- **Supplied records**

* * *

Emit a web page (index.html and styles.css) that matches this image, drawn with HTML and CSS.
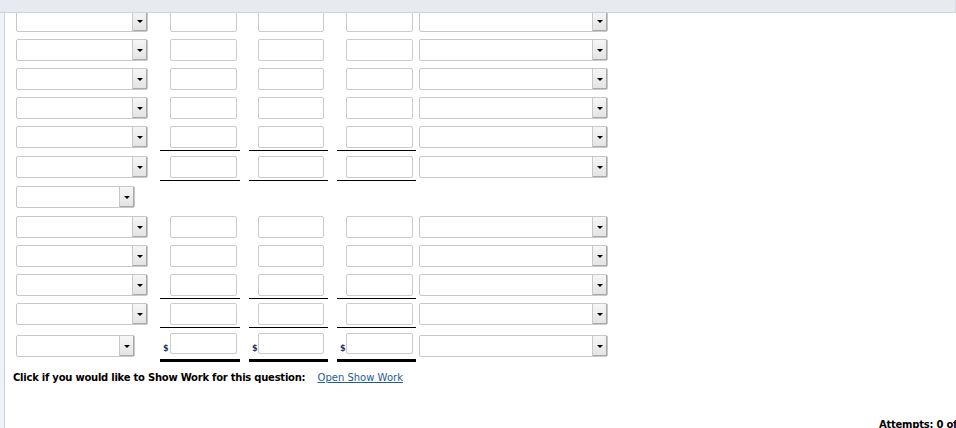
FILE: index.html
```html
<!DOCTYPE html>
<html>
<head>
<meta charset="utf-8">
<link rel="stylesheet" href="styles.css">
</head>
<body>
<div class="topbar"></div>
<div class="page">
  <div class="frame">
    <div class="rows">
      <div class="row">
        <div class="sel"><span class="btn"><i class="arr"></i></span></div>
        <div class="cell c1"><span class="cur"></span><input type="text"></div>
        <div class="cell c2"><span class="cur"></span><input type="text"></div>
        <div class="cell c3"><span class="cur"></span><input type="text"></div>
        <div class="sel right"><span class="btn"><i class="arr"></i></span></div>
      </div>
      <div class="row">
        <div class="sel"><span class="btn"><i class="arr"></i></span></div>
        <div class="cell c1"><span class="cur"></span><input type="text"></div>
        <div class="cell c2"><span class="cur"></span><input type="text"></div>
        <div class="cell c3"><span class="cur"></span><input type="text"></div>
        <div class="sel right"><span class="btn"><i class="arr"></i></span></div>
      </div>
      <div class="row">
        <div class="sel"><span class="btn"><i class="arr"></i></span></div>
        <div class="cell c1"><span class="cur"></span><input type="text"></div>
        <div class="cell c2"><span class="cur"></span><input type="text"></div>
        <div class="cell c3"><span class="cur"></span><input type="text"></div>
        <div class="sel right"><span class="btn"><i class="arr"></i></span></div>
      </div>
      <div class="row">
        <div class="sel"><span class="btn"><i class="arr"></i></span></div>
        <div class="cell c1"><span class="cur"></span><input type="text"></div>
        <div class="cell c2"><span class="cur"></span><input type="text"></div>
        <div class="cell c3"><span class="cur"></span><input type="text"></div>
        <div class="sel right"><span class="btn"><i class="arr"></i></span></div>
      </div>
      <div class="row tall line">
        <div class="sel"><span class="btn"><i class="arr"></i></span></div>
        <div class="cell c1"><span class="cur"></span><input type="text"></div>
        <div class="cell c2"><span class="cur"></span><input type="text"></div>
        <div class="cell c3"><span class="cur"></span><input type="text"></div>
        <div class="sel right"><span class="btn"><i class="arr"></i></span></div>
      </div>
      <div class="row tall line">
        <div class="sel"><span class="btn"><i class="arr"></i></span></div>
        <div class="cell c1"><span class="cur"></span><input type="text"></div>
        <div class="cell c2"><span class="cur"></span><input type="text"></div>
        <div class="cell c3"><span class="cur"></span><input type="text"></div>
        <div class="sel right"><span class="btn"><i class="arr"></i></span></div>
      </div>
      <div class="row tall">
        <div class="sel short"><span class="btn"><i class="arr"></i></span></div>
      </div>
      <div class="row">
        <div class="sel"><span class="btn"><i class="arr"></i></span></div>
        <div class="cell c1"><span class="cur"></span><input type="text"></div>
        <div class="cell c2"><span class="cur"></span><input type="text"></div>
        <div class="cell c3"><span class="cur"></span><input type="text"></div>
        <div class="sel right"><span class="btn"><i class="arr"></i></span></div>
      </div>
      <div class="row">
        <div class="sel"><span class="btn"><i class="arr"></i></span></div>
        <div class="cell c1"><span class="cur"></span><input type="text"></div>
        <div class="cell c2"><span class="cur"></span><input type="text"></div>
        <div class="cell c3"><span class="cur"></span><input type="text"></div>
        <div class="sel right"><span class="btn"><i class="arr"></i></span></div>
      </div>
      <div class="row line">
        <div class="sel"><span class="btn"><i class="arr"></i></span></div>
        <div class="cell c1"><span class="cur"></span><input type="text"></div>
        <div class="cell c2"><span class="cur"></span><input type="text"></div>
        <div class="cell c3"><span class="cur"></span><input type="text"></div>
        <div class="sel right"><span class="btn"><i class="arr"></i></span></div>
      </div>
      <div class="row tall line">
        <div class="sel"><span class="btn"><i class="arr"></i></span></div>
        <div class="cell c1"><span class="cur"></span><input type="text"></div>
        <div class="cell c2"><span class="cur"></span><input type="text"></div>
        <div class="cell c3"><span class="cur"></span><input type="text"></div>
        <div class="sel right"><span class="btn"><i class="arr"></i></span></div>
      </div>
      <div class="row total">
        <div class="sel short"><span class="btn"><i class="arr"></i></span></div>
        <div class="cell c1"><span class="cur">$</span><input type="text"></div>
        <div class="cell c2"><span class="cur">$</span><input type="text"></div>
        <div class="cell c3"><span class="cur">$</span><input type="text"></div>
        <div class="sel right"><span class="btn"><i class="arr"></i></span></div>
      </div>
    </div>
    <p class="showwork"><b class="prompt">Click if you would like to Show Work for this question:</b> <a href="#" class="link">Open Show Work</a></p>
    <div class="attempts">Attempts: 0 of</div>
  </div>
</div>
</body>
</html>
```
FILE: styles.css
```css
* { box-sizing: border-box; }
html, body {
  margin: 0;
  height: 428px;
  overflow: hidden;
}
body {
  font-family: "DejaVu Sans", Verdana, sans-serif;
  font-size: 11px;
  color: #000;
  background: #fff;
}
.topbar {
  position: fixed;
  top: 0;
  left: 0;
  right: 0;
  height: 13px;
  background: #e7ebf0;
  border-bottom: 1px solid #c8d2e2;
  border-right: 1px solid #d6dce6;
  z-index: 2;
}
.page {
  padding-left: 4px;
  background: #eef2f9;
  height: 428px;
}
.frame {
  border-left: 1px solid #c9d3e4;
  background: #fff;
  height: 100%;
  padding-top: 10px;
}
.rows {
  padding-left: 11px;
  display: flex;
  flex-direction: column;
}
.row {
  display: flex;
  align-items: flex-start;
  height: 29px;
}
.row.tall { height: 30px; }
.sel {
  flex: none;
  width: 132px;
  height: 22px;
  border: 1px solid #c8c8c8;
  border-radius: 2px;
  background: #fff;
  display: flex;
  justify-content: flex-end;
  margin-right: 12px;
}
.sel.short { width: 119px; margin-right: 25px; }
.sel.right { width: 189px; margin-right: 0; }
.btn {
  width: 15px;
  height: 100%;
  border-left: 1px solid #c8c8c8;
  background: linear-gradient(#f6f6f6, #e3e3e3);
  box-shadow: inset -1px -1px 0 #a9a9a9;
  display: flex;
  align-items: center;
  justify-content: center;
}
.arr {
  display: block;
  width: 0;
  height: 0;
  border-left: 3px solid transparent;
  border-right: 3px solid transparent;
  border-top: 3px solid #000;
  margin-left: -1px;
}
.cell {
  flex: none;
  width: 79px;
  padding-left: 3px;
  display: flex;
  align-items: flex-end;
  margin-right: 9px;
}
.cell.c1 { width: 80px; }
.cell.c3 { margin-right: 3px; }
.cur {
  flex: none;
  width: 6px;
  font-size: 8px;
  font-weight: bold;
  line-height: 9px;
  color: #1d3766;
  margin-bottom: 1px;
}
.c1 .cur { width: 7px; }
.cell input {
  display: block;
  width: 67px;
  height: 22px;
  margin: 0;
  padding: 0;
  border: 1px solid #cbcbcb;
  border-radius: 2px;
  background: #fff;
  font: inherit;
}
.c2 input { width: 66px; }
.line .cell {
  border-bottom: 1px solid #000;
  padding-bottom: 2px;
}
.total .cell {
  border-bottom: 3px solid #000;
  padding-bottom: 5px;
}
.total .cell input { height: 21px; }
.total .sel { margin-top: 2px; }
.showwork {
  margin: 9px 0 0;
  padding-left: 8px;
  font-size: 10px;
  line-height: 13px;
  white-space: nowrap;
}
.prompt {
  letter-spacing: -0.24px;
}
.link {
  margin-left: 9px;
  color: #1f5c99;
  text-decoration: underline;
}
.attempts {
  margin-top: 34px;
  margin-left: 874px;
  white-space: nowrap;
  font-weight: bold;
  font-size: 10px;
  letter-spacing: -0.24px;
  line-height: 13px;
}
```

* * *

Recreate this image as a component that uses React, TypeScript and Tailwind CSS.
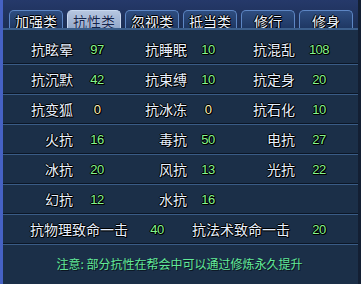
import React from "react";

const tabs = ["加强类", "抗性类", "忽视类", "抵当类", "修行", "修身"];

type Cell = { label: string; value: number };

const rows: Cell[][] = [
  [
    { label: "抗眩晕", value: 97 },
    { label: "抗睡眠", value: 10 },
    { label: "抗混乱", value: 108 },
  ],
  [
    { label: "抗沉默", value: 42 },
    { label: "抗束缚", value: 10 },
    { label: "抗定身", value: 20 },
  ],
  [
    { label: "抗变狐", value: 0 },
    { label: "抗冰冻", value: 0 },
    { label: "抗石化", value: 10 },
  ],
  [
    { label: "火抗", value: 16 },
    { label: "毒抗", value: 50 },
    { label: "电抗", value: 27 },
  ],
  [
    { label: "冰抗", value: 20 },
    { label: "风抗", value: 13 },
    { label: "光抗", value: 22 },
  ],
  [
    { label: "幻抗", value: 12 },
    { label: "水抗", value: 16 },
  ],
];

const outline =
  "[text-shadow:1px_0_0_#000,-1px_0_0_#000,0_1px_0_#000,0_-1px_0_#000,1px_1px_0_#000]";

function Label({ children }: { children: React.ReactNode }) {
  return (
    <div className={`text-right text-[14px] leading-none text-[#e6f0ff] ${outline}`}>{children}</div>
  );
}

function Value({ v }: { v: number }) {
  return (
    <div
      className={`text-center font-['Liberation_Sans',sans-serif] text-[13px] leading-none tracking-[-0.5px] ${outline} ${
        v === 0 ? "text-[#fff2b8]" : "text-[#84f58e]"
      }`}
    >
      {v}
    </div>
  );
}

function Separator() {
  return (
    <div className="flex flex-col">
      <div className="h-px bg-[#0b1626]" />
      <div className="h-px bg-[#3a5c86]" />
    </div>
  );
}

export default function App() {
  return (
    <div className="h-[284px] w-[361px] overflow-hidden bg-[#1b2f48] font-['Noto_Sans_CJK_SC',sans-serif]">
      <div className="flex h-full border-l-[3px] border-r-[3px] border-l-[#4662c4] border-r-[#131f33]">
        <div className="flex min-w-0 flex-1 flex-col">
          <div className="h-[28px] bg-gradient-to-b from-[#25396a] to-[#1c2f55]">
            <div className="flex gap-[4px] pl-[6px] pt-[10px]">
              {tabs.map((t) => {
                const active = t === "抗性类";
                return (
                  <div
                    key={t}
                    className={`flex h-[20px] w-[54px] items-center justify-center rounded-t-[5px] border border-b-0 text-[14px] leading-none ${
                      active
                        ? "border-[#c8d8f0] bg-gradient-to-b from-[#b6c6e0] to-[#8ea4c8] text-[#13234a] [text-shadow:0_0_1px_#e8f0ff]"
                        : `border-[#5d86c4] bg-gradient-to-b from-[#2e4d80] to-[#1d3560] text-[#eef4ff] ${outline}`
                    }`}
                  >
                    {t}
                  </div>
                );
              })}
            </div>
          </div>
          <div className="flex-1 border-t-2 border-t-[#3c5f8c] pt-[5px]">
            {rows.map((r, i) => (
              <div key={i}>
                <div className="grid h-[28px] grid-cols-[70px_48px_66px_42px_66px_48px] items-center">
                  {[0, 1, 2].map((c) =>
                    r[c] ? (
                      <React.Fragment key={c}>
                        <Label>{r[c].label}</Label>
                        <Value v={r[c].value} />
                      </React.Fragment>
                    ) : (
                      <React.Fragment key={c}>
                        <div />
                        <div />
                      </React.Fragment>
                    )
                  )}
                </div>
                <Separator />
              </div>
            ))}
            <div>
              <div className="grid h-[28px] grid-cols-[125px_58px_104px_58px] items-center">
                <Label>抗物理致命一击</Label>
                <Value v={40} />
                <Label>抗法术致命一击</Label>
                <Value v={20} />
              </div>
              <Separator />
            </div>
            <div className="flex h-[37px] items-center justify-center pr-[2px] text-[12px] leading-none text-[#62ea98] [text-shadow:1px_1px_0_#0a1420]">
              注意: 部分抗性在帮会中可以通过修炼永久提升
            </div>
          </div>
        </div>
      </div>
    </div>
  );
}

* * *

- **What you have to do**
Copy every line of the entries above in which "that" occurs.

- **Result of the task**
Emit a web page (index.html and styles.css) that matches this image, drawn with HTML and CSS.
Recreate this image as a component that uses React, TypeScript and Tailwind CSS.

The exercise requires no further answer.